Delivering the Goods: American Grindhouse

It seems like every hipster filmmaker wants to make a retro-grindhouse movie these days, but the results are usually pretty lame. The truth is real deal grindhouse auteurs did not have time for posing. They had to get their shots before the cops shut them down. The subversive attitude of their oeuvre flowed organically from their dodgy working environment, thoroughly infusing the zero-budget cult films Elijah Drenner lovingly surveys in American Grindhouse (trailer here), which opens this Friday in New York.

“Exploitation” films were independently produced movies with some grabby element to “exploit” that audiences could not otherwise find from mainstream studio fare. Though not necessarily limited to sex and violence, those were certainly the biggies. Drugs and circus freaks were also reliable hooks. Such films were typically booked into seedy pre-Giuliani-era Times Square-style theaters, often playing continuously without formal start times (hence the grind in grindhouse).

Drenner and his battery of film scholars start with the silent era, when Universal hit pay dirt with Traffic in Souls, a rather sensationalistic story of white slavery, carrying the fig leaf of a progressive reform message. It established the template many exploitation filmmakers would profitably follow for decades, including the so-called “Forty Thieves” emerging in 1930’s.

Grindhouse surveys a number of rather self-explanatory sub-genres, like the “birth of a baby” movies, the beach party movies, faux nudist documentaries, the “nudie cuties,” the “roughies,” women-in-prison films, Nazi-exploitation (exemplified with class and distinction by Ilsa the She-Wolf of the SS), and the ageless blaxploitation picture. Amongst his many talking heads, Drenner notably scored sit-down interview time with Fred Williamson, of Black Caesar and Hell Up in Harlem fame, who looks and sounds as cool as ever.

While Grindhouse focuses squarely on the filmmakers, it is not a cheap tease. Indeed, many of the voluminous clips from the seminal classics under discussion are real eye-poppers. Still, Drenner maintains the right balance of (half)-serious cultural history and the crowd pleasing naughty bits.
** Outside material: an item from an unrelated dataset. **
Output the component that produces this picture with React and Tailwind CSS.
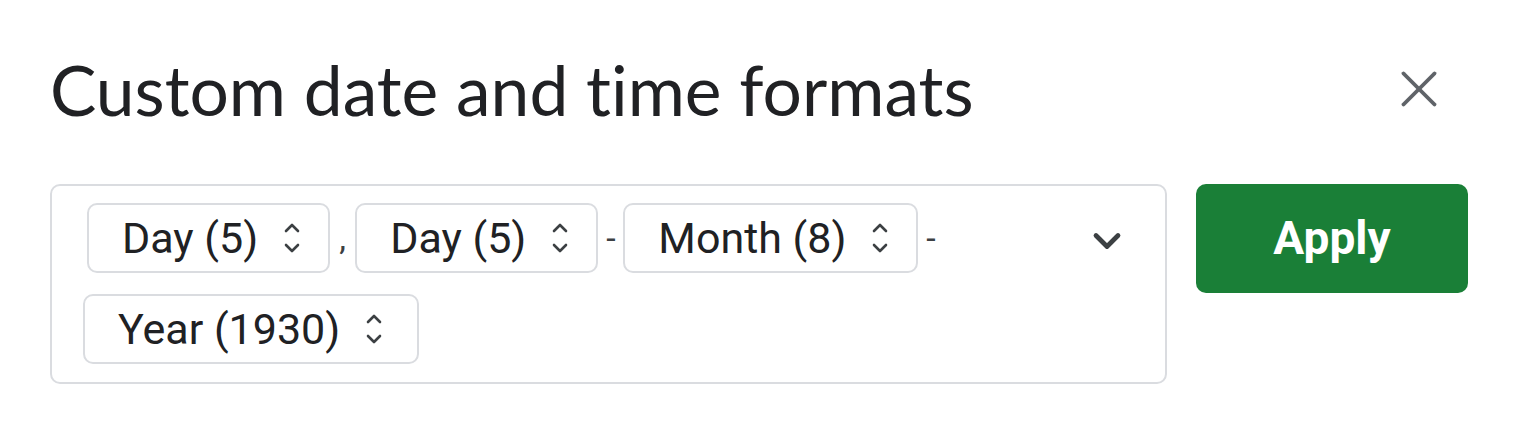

Well-stocked with wild stories and vintage scenes of pure lunacy, Grindhouse is a whole lot of fun, sort of like an old school Hollywood Boulevard version of That’s Entertainment. Like the “birth of a baby” films it documents, Grindhouse is in fact educational, but its subject matter is definitely mature. Yet ultimately, it is a winning tribute to genuinely independent filmmakers, marginalized and even demonized though they might have been. Heartily recommended to those who already have a good idea what they will be getting into, Grindhouse opens this Friday (2/4) in New York at the Cinema Village.